** begin **

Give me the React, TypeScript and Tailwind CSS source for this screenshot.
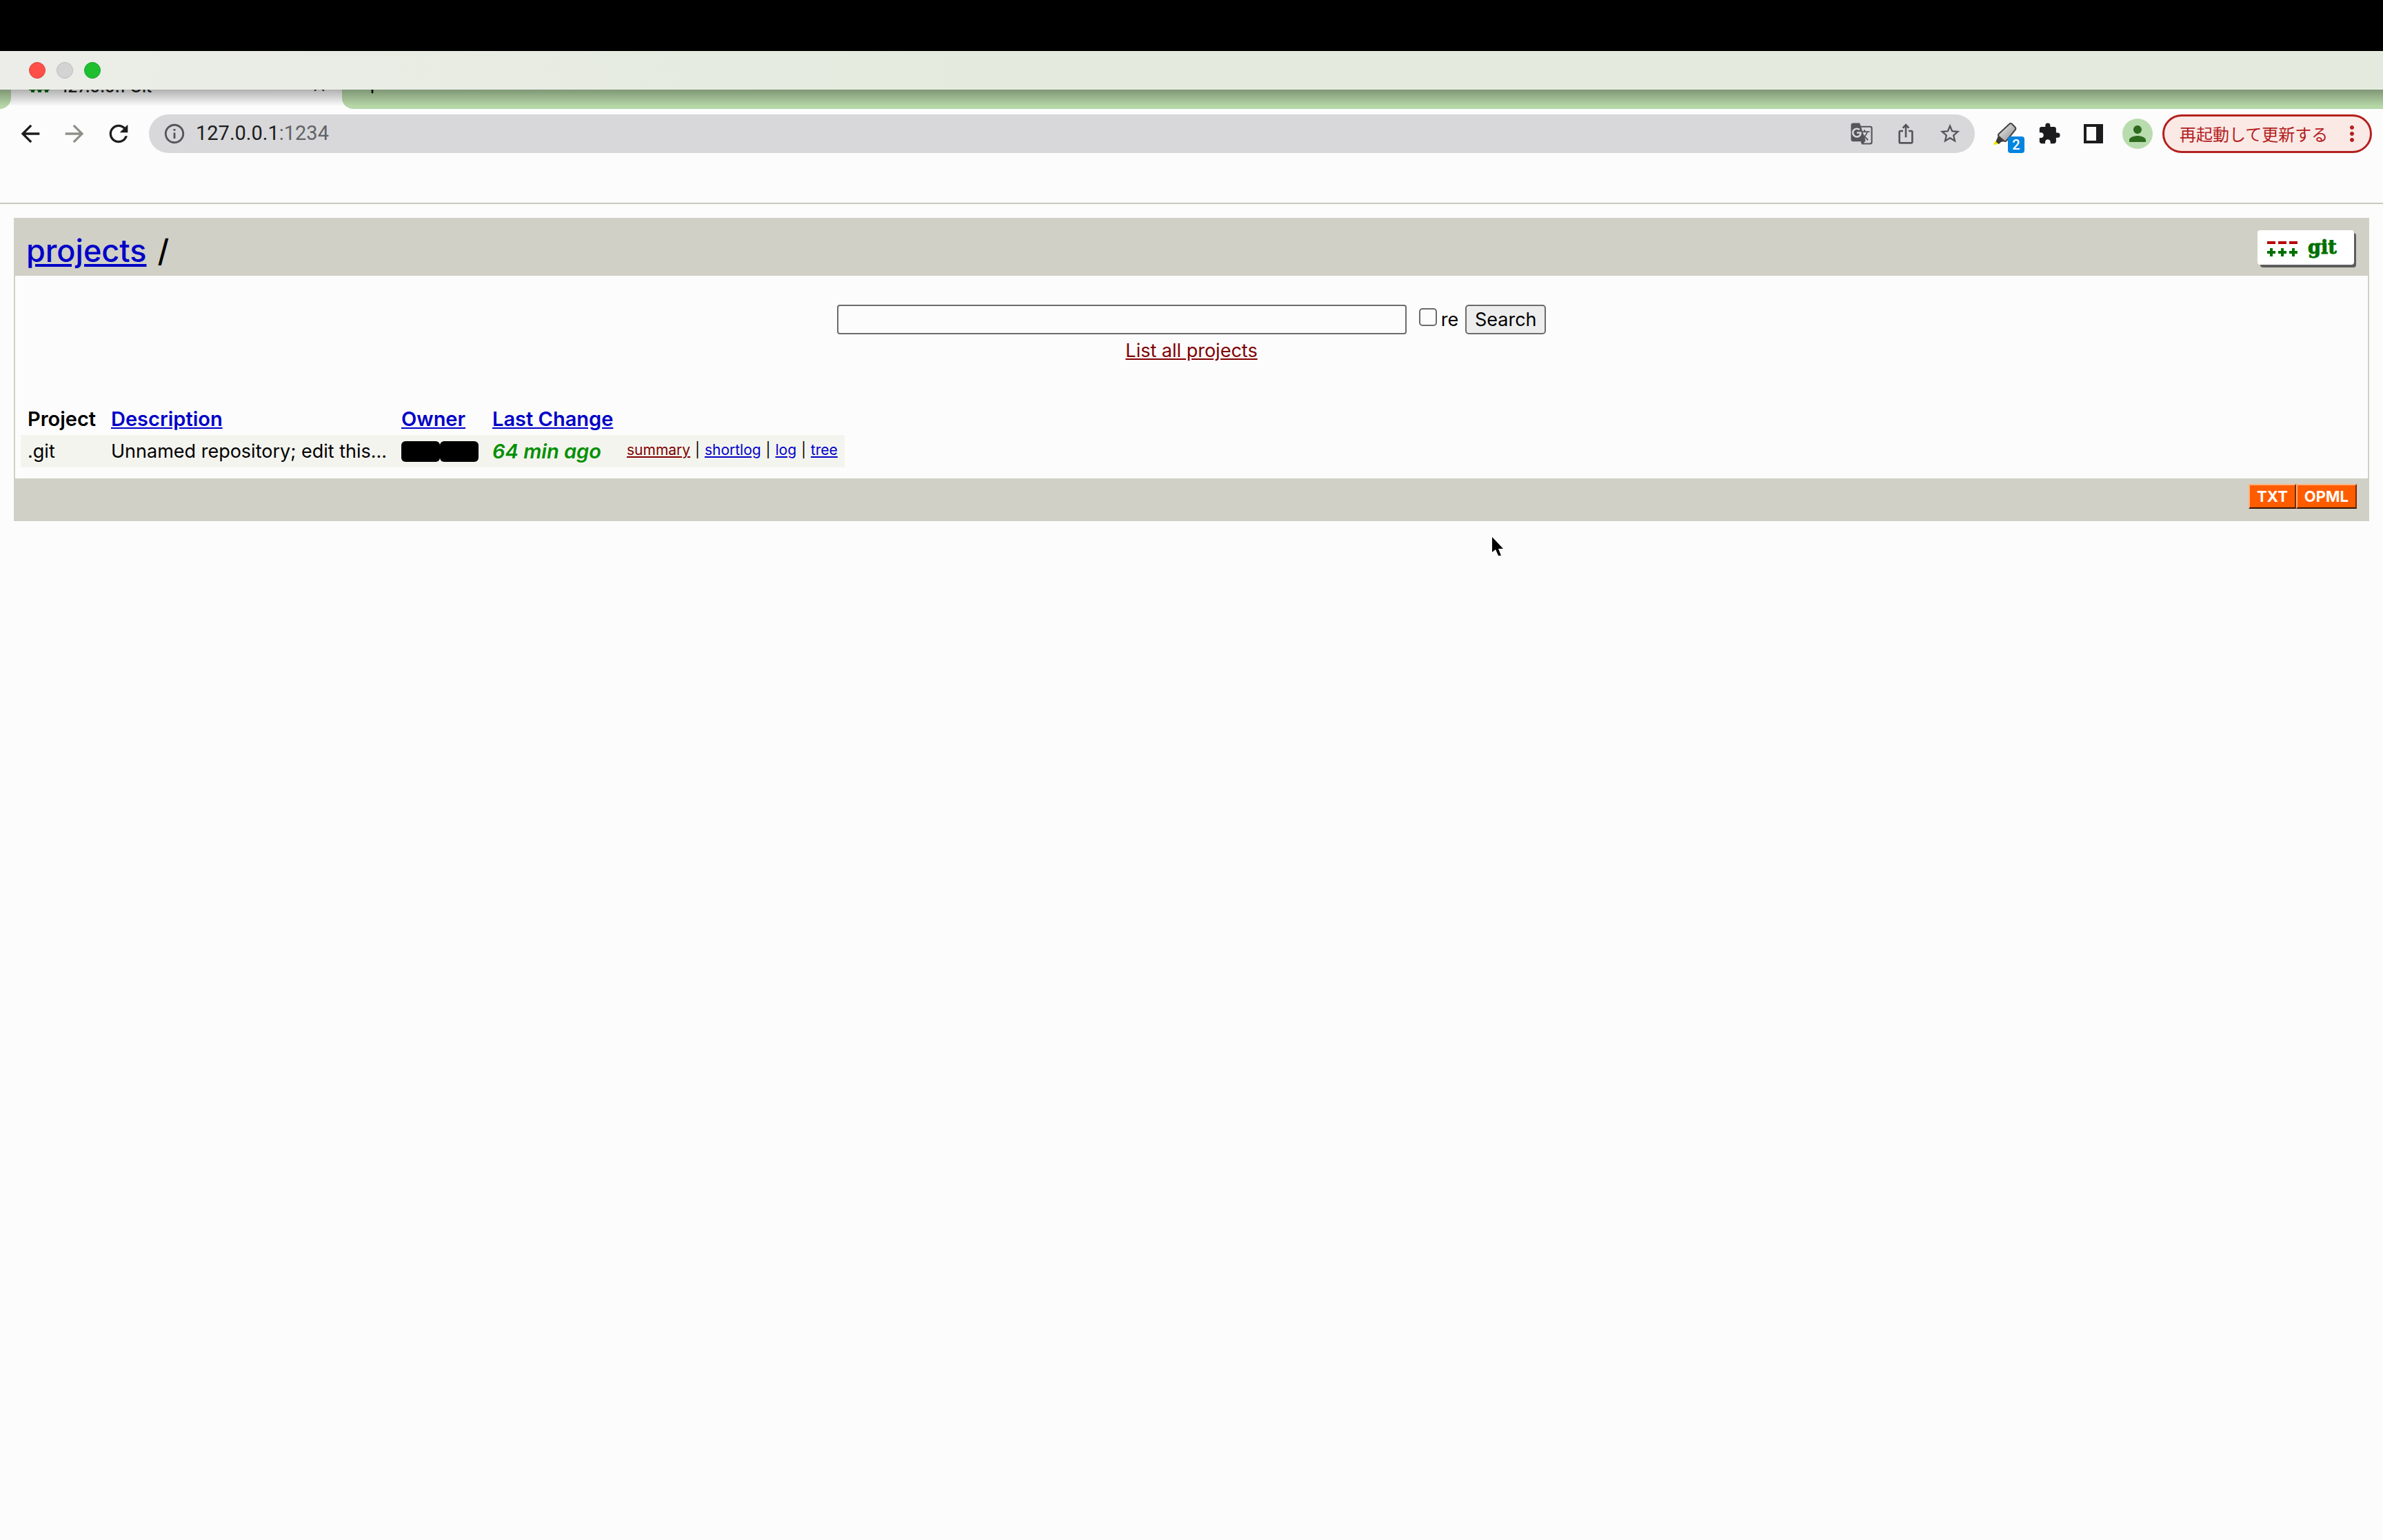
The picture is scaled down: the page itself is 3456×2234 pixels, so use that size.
import type { ReactNode } from 'react'
import {
  MdAdd,
  MdArrowBack,
  MdArrowForward,
  MdClose,
  MdExtension,
  MdGTranslate,
  MdInfoOutline,
  MdIosShare,
  MdMoreVert,
  MdPerson,
  MdRefresh,
  MdStarBorder,
} from 'react-icons/md'

const ROW_LINKS = [
  { label: 'summary', visited: true },
  { label: 'shortlog', visited: false },
  { label: 'log', visited: false },
  { label: 'tree', visited: false },
]

function IconButton({ label, className = '', children }: { label: string; className?: string; children: ReactNode }) {
  return (
    <button type="button" aria-label={label} className={`flex h-11 shrink-0 items-center justify-center ${className}`}>
      {children}
    </button>
  )
}

function HighlighterIcon() {
  return (
    <svg width="36" height="36" viewBox="0 0 36 36" aria-hidden="true">
      <defs>
        <linearGradient id="marker" x1="0" y1="0" x2="1" y2="1">
          <stop offset="0" stopColor="#f2f2f2" />
          <stop offset="1" stopColor="#8a8a8a" />
        </linearGradient>
      </defs>
      <path d="M1 33l3-5 5 1-1 4-6 1z" fill="#f2e600" />
      <path d="M5 28l3-7 9 8-5 1-3 3-4-3z" fill="#3a3a3a" />
      <path d="M9 18L24 4q2-2 4 0l4 4q2 2 1 4L20 28q-2 2-4 0l-7-6q-2-2 0-4z" fill="url(#marker)" stroke="#444" strokeWidth="2" />
    </svg>
  )
}

function SidePanelIcon() {
  return (
    <svg width="28" height="28" viewBox="0 0 28 28" aria-hidden="true">
      <path d="M0 0h28v28H0zM4 4v20h14V4z" fill="#1c1c1e" fillRule="evenodd" />
    </svg>
  )
}

function GitLogo() {
  return (
    <svg width="144" height="54" viewBox="0 0 144 54" aria-hidden="true">
      <rect x="4" y="4" width="139" height="50" rx="4" fill="#5c5c5c" />
      <rect width="140" height="50" rx="4" fill="#fff" />
      <path d="M14 16h12v4H14zM30 16h12v4H30zM46 16h12v4H46z" fill="#b80000" />
      <path
        d="M18 26h4v4h4v4h-4v4h-4v-4h-4v-4h4zM34 26h4v4h4v4h-4v4h-4v-4h-4v-4h4zM50 26h4v4h4v4h-4v4h-4v-4h-4v-4h4z"
        fill="#007000"
      />
      <text x="73" y="34" fill="#007000" stroke="#007000" fontFamily="DejaVu Serif, serif" fontSize="27" fontWeight="700">
        git
      </text>
    </svg>
  )
}

function TabStrip() {
  return (
    <div className="relative flex h-7 overflow-hidden bg-[#fcfcfc]">
      <div className="w-4 rounded-br-2xl bg-[#b6d7a8]" />
      <div className="flex w-[480px] items-end gap-4 pr-5 pb-5 pl-6">
        <svg width="32" height="24" viewBox="0 0 32 24" className="shrink-0" aria-hidden="true">
          <path d="M5 8h5v5h2v4h-2v3H5v-3H2v-4h3zM15 8h5v5h2v4h-2v3h-5v-3h-2v-4h2zM25 8h5v5h2v4h-2v3h-5v-3h-2v-4h2z" fill="#006a12" />
        </svg>
        <span className="flex-1 text-2xl leading-6 font-medium text-[#222]">127.0.0.1 Git</span>
        <MdClose size={26} className="text-[#333]" />
      </div>
      <div className="flex flex-1 items-end rounded-bl-2xl bg-[#b6d7a8] pb-4 pl-7">
        <MdAdd size={32} className="shrink-0 text-black" />
      </div>
      <div className="absolute inset-x-0 top-0 h-6 bg-gradient-to-b from-black/30 to-transparent" />
    </div>
  )
}

function Toolbar() {
  return (
    <div className="border-b-2 border-[#c9c9bc] bg-[#fcfcfc] pt-2 pb-[72px]">
      <div className="flex h-14 items-center pr-4 pl-[22px]">
        <IconButton label="Back" className="w-11 text-[#1c1c1e]">
          <MdArrowBack size={40} />
        </IconButton>
        <IconButton label="Forward" className="ml-5 w-11 text-[#909088]">
          <MdArrowForward size={40} />
        </IconButton>
        <IconButton label="Reload" className="ml-5 w-11 text-[#1c1c1e]">
          <MdRefresh size={40} />
        </IconButton>

        <div className="ml-[22px] flex h-14 flex-1 items-center rounded-full bg-[#d8d8da] pr-[14px] pl-5">
          <MdInfoOutline size={34} className="shrink-0 text-[#55555a]" />
          <label htmlFor="address" className="sr-only">
            Address
          </label>
          <input
            id="address"
            defaultValue="127.0.0.1"
            className="ml-[14px] field-sizing-content bg-transparent font-[Roboto,sans-serif] text-[29px] text-[#1c1c1e] outline-none"
          />
          <span className="flex-1 font-[Roboto,sans-serif] text-[29px] text-[#636368]">:1234</span>
          <div className="flex gap-5 text-[#55555a]">
            <IconButton label="Translate" className="w-11">
              <MdGTranslate size={34} />
            </IconButton>
            <IconButton label="Share" className="w-11">
              <MdIosShare size={32} />
            </IconButton>
            <IconButton label="Bookmark" className="w-11">
              <MdStarBorder size={34} />
            </IconButton>
          </div>
        </div>

        <div className="ml-[22px] flex items-center gap-5 text-[#1c1c1e]">
          <IconButton label="Highlighter" className="relative w-11">
            <HighlighterIcon />
            <span className="absolute right-[-6px] bottom-[-6px] flex size-6 items-center justify-center rounded-[4px] bg-[#0084e0] font-[Roboto,sans-serif] text-[20px] font-medium text-white">
              2
            </span>
          </IconButton>
          <IconButton label="Extensions" className="w-11">
            <MdExtension size={34} />
          </IconButton>
          <IconButton label="Side panel" className="w-11">
            <SidePanelIcon />
          </IconButton>
          <IconButton label="Profile" className="w-11 rounded-full bg-[#b9dcae] text-[#2f6b1e]">
            <MdPerson size={36} />
          </IconButton>
        </div>

        <button
          type="button"
          className="ml-[14px] flex h-14 w-[304px] shrink-0 items-center justify-between rounded-full border-3 border-[#b3201d] bg-[#fbe9e6] pr-2 pl-[22px] font-['Noto_Sans_CJK_JP',sans-serif] text-2xl text-[#b3201d]"
        >
          再起動して更新する
          <MdMoreVert size={36} />
        </button>
      </div>
    </div>
  )
}

function SearchForm() {
  return (
    <form className="flex flex-col items-center pt-[42px]" onSubmit={(e) => e.preventDefault()}>
      <div className="flex h-[43px] items-center">
        <input
          type="text"
          aria-label="Search projects"
          className="h-[43px] w-[826px] rounded-[4px] border-2 border-[#6b6b6b] bg-[#fcfcfc] px-2"
        />
        <input
          type="checkbox"
          id="re"
          className="mb-2 ml-[18px] size-[26px] appearance-none rounded-[5px] border-2 border-[#6b6b6b] bg-[#fcfcfc]"
        />
        <label htmlFor="re" className="ml-[6px]">
          re
        </label>
        <button type="submit" className="ml-[10px] h-[43px] w-[117px] rounded-[5px] border-2 border-[#6b6b6b] bg-[#ededed] leading-[39px]">
          Search
        </button>
      </div>
      <a href="#" className="mt-1 text-[#800000] underline">
        List all projects
      </a>
    </form>
  )
}

function ProjectTable() {
  return (
    <table className="mt-[56px] mb-4 ml-2 w-[1195px] table-fixed text-left">
      <thead className="text-[29px]">
        <tr>
          <th className="w-[121px] px-[10px] py-1 font-semibold">Project</th>
          <th className="w-[421px] px-[10px] py-1 font-semibold">
            <a href="#" className="text-[#0000c8] underline">Description</a>
          </th>
          <th className="w-[132px] px-[10px] py-1 font-semibold">
            <a href="#" className="text-[#0000c8] underline">Owner</a>
          </th>
          <th className="w-[195px] px-[10px] py-1 font-semibold whitespace-nowrap">
            <a href="#" className="text-[#0000c8] underline">Last Change</a>
          </th>
          <th />
        </tr>
      </thead>
      <tbody>
        <tr className="bg-[#f4f4ef]">
          <td className="px-[10px] py-1">.git</td>
          <td className="px-[10px] py-1 whitespace-nowrap">Unnamed repository; edit this...</td>
          <td className="px-[10px] py-1">
            <div className="flex">
              <span className="h-[30px] w-14 rounded-md bg-black" />
              <span className="h-[30px] w-14 rounded-md bg-black" />
            </div>
          </td>
          <td className="px-[10px] py-1 text-[29px] font-semibold whitespace-nowrap text-[#009000] italic">64 min ago</td>
          <td className="px-[10px] pb-1 text-[21px] whitespace-nowrap">
            {ROW_LINKS.map((link, i) => (
              <span key={link.label}>
                {i > 0 && <span className="mx-px"> | </span>}
                <a href="#" className={link.visited ? 'text-[#800000] underline' : 'text-[#0000c8] underline'}>
                  {link.label}
                </a>
              </span>
            ))}
          </td>
        </tr>
      </tbody>
    </table>
  )
}

export default function App() {
  return (
    <div className="min-h-screen bg-[#fcfcfc] font-[Inter,'Noto_Sans_CJK_JP',sans-serif]">
      <div className="h-[74px] bg-black" />

      {/* Window title bar */}
      <div className="flex h-14 items-center gap-4 bg-gradient-to-r from-[#ecede8] to-[#e4ebde] to-40% pl-[42px]">
        <button type="button" aria-label="Close window" className="size-6 rounded-full border border-[#d94640] bg-[#ff4f49]" />
        <button type="button" aria-label="Minimize window" className="size-6 rounded-full border border-[#bdbdbd] bg-[#d3d3d3]" />
        <button type="button" aria-label="Zoom window" className="size-6 rounded-full border border-[#1aa32b] bg-[#1fbf30]" />
      </div>

      <TabStrip />
      <Toolbar />

      {/* gitweb page */}
      <main className="m-5 border-x-2 border-[#d0d0c6] text-[27px] leading-[39px] text-black">
        <header className="flex h-[84px] items-start justify-between bg-[#d0d0c6] pt-[18px] pr-4 pl-4">
          <h1 className="flex gap-4 pt-[6px] text-[45px] leading-[48px] font-medium">
            <a href="#" className="text-[#0000c8] underline">projects</a>
            <span>/</span>
          </h1>
          <a href="#" aria-label="git homepage">
            <GitLogo />
          </a>
        </header>

        <SearchForm />
        <ProjectTable />

        <footer className="flex h-[62px] justify-end bg-[#d0d0c6] pt-2 pr-4 text-[22px] leading-8 font-bold text-white">
          <a href="#" className="h-9 border-2 border-t-[#ffb384] border-r-[#7a2a00] border-b-[#331100] border-l-[#ffb384] bg-[#ff5c00] px-[10px]">
            TXT
          </a>
          <a href="#" className="h-9 border-2 border-t-[#ffb384] border-r-[#7a2a00] border-b-[#331100] border-l-[#ffb384] bg-[#ff5c00] px-[10px]">
            OPML
          </a>
        </footer>
      </main>

      {/* Mouse pointer */}
      <svg className="absolute top-[775px] left-[2158px]" width="28" height="38" viewBox="0 0 28 38" aria-hidden="true">
        <path d="M6 4v22l5-4 4 9h4l-4-10h7z" fill="#000" stroke="#fff" strokeWidth="2" paintOrder="stroke" />
      </svg>
    </div>
  )
}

** end **

— What to produce —
Check every line of the material for the string "this" and give the number of lines that have it, without anything else.

— Full answer —
2